Material ->
----

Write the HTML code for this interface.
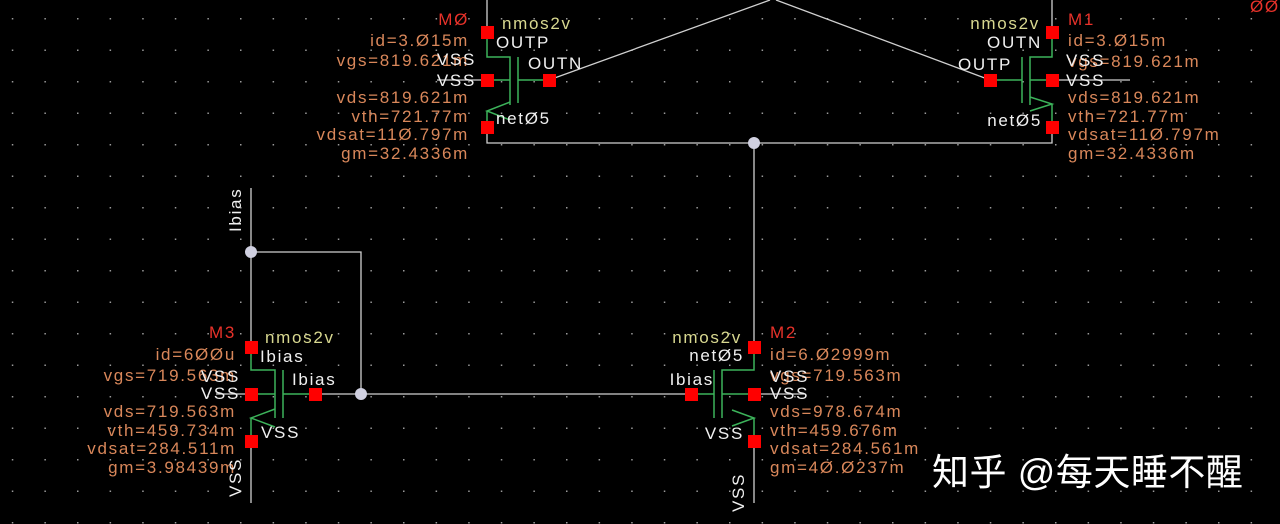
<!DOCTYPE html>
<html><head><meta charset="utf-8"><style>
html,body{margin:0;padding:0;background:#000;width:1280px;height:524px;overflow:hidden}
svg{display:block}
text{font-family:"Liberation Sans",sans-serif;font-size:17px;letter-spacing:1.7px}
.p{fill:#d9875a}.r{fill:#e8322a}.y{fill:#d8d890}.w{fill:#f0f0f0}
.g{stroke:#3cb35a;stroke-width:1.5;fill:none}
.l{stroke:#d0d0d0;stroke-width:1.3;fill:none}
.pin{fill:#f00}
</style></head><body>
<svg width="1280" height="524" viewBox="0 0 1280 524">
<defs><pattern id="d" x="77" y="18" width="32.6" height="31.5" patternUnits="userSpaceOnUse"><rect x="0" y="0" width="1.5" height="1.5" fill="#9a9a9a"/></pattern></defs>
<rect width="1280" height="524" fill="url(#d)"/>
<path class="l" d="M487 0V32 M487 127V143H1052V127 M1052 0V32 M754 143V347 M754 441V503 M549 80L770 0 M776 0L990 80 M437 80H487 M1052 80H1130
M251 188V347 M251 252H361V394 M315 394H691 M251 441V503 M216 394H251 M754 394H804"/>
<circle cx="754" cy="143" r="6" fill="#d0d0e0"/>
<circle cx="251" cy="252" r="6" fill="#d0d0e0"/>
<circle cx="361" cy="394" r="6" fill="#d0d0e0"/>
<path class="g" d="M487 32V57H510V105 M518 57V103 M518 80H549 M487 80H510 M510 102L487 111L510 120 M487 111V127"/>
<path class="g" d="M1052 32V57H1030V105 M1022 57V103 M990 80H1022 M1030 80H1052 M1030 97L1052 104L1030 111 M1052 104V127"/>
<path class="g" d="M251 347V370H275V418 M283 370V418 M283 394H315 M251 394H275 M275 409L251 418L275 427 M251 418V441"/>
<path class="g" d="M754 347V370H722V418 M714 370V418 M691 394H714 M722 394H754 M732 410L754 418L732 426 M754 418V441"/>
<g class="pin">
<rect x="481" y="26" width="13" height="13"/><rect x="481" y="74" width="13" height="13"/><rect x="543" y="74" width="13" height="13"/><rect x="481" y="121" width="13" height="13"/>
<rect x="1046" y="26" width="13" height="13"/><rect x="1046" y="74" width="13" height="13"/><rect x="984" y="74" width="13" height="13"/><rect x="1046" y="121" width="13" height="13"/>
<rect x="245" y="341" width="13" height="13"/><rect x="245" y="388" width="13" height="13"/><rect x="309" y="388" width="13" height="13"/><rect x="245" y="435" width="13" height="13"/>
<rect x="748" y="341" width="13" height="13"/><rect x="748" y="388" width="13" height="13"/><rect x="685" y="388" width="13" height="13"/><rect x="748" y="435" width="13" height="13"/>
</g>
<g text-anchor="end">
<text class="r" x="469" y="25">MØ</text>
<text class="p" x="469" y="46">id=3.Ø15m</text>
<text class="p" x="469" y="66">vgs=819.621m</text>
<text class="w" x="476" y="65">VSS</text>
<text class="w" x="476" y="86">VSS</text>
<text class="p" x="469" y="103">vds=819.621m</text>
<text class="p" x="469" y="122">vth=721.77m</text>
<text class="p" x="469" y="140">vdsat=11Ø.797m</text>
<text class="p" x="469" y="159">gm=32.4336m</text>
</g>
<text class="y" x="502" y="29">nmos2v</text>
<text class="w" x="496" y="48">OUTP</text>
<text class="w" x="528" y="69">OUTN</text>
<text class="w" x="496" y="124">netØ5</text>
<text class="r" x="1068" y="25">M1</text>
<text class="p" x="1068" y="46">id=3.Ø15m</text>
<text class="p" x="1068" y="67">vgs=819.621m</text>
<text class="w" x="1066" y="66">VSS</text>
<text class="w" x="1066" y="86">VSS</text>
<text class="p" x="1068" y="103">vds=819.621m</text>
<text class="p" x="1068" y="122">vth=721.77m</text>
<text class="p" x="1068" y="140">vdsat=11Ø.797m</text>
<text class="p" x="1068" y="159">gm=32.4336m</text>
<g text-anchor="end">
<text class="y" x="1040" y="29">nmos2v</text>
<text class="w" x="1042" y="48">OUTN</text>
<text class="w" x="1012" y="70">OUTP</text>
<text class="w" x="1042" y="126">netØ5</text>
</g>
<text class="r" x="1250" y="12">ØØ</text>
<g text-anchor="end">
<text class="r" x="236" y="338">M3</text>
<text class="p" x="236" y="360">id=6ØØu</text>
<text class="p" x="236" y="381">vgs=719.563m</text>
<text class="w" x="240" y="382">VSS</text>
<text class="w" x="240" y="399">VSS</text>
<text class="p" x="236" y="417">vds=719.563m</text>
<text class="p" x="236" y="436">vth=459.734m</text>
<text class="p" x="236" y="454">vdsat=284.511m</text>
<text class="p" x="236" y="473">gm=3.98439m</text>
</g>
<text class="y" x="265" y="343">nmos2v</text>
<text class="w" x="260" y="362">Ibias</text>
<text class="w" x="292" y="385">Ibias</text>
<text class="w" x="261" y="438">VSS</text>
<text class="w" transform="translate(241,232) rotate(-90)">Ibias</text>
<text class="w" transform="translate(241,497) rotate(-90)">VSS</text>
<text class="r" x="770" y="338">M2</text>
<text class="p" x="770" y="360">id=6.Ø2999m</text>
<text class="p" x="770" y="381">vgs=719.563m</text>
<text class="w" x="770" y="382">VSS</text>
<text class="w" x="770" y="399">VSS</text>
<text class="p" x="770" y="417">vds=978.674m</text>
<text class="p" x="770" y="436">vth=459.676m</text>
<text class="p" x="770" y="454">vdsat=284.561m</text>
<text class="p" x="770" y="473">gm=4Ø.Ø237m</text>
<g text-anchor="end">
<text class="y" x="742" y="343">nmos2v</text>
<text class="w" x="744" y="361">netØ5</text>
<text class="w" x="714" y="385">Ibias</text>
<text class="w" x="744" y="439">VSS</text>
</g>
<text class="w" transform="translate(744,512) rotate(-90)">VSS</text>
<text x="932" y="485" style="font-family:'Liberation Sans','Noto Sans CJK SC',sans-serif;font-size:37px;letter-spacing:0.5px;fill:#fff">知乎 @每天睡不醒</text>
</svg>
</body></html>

----

What to do ->
Copy the data character for character, but drop all pictures from the copy.

Final answer ->
Write the HTML code for this interface.
<!DOCTYPE html>
<html><head><meta charset="utf-8"><style>
html,body{margin:0;padding:0;background:#000;width:1280px;height:524px;overflow:hidden}
svg{display:block}
text{font-family:"Liberation Sans",sans-serif;font-size:17px;letter-spacing:1.7px}
.p{fill:#d9875a}.r{fill:#e8322a}.y{fill:#d8d890}.w{fill:#f0f0f0}
.g{stroke:#3cb35a;stroke-width:1.5;fill:none}
.l{stroke:#d0d0d0;stroke-width:1.3;fill:none}
.pin{fill:#f00}
</style></head><body>
<svg width="1280" height="524" viewBox="0 0 1280 524">
<defs><pattern id="d" x="77" y="18" width="32.6" height="31.5" patternUnits="userSpaceOnUse"><rect x="0" y="0" width="1.5" height="1.5" fill="#9a9a9a"/></pattern></defs>
<rect width="1280" height="524" fill="url(#d)"/>
<path class="l" d="M487 0V32 M487 127V143H1052V127 M1052 0V32 M754 143V347 M754 441V503 M549 80L770 0 M776 0L990 80 M437 80H487 M1052 80H1130
M251 188V347 M251 252H361V394 M315 394H691 M251 441V503 M216 394H251 M754 394H804"/>
<circle cx="754" cy="143" r="6" fill="#d0d0e0"/>
<circle cx="251" cy="252" r="6" fill="#d0d0e0"/>
<circle cx="361" cy="394" r="6" fill="#d0d0e0"/>
<path class="g" d="M487 32V57H510V105 M518 57V103 M518 80H549 M487 80H510 M510 102L487 111L510 120 M487 111V127"/>
<path class="g" d="M1052 32V57H1030V105 M1022 57V103 M990 80H1022 M1030 80H1052 M1030 97L1052 104L1030 111 M1052 104V127"/>
<path class="g" d="M251 347V370H275V418 M283 370V418 M283 394H315 M251 394H275 M275 409L251 418L275 427 M251 418V441"/>
<path class="g" d="M754 347V370H722V418 M714 370V418 M691 394H714 M722 394H754 M732 410L754 418L732 426 M754 418V441"/>
<g class="pin">
<rect x="481" y="26" width="13" height="13"/><rect x="481" y="74" width="13" height="13"/><rect x="543" y="74" width="13" height="13"/><rect x="481" y="121" width="13" height="13"/>
<rect x="1046" y="26" width="13" height="13"/><rect x="1046" y="74" width="13" height="13"/><rect x="984" y="74" width="13" height="13"/><rect x="1046" y="121" width="13" height="13"/>
<rect x="245" y="341" width="13" height="13"/><rect x="245" y="388" width="13" height="13"/><rect x="309" y="388" width="13" height="13"/><rect x="245" y="435" width="13" height="13"/>
<rect x="748" y="341" width="13" height="13"/><rect x="748" y="388" width="13" height="13"/><rect x="685" y="388" width="13" height="13"/><rect x="748" y="435" width="13" height="13"/>
</g>
<g text-anchor="end">
<text class="r" x="469" y="25">MØ</text>
<text class="p" x="469" y="46">id=3.Ø15m</text>
<text class="p" x="469" y="66">vgs=819.621m</text>
<text class="w" x="476" y="65">VSS</text>
<text class="w" x="476" y="86">VSS</text>
<text class="p" x="469" y="103">vds=819.621m</text>
<text class="p" x="469" y="122">vth=721.77m</text>
<text class="p" x="469" y="140">vdsat=11Ø.797m</text>
<text class="p" x="469" y="159">gm=32.4336m</text>
</g>
<text class="y" x="502" y="29">nmos2v</text>
<text class="w" x="496" y="48">OUTP</text>
<text class="w" x="528" y="69">OUTN</text>
<text class="w" x="496" y="124">netØ5</text>
<text class="r" x="1068" y="25">M1</text>
<text class="p" x="1068" y="46">id=3.Ø15m</text>
<text class="p" x="1068" y="67">vgs=819.621m</text>
<text class="w" x="1066" y="66">VSS</text>
<text class="w" x="1066" y="86">VSS</text>
<text class="p" x="1068" y="103">vds=819.621m</text>
<text class="p" x="1068" y="122">vth=721.77m</text>
<text class="p" x="1068" y="140">vdsat=11Ø.797m</text>
<text class="p" x="1068" y="159">gm=32.4336m</text>
<g text-anchor="end">
<text class="y" x="1040" y="29">nmos2v</text>
<text class="w" x="1042" y="48">OUTN</text>
<text class="w" x="1012" y="70">OUTP</text>
<text class="w" x="1042" y="126">netØ5</text>
</g>
<text class="r" x="1250" y="12">ØØ</text>
<g text-anchor="end">
<text class="r" x="236" y="338">M3</text>
<text class="p" x="236" y="360">id=6ØØu</text>
<text class="p" x="236" y="381">vgs=719.563m</text>
<text class="w" x="240" y="382">VSS</text>
<text class="w" x="240" y="399">VSS</text>
<text class="p" x="236" y="417">vds=719.563m</text>
<text class="p" x="236" y="436">vth=459.734m</text>
<text class="p" x="236" y="454">vdsat=284.511m</text>
<text class="p" x="236" y="473">gm=3.98439m</text>
</g>
<text class="y" x="265" y="343">nmos2v</text>
<text class="w" x="260" y="362">Ibias</text>
<text class="w" x="292" y="385">Ibias</text>
<text class="w" x="261" y="438">VSS</text>
<text class="w" transform="translate(241,232) rotate(-90)">Ibias</text>
<text class="w" transform="translate(241,497) rotate(-90)">VSS</text>
<text class="r" x="770" y="338">M2</text>
<text class="p" x="770" y="360">id=6.Ø2999m</text>
<text class="p" x="770" y="381">vgs=719.563m</text>
<text class="w" x="770" y="382">VSS</text>
<text class="w" x="770" y="399">VSS</text>
<text class="p" x="770" y="417">vds=978.674m</text>
<text class="p" x="770" y="436">vth=459.676m</text>
<text class="p" x="770" y="454">vdsat=284.561m</text>
<text class="p" x="770" y="473">gm=4Ø.Ø237m</text>
<g text-anchor="end">
<text class="y" x="742" y="343">nmos2v</text>
<text class="w" x="744" y="361">netØ5</text>
<text class="w" x="714" y="385">Ibias</text>
<text class="w" x="744" y="439">VSS</text>
</g>
<text class="w" transform="translate(744,512) rotate(-90)">VSS</text>
<text x="932" y="485" style="font-family:'Liberation Sans','Noto Sans CJK SC',sans-serif;font-size:37px;letter-spacing:0.5px;fill:#fff">知乎 @每天睡不醒</text>
</svg>
</body></html>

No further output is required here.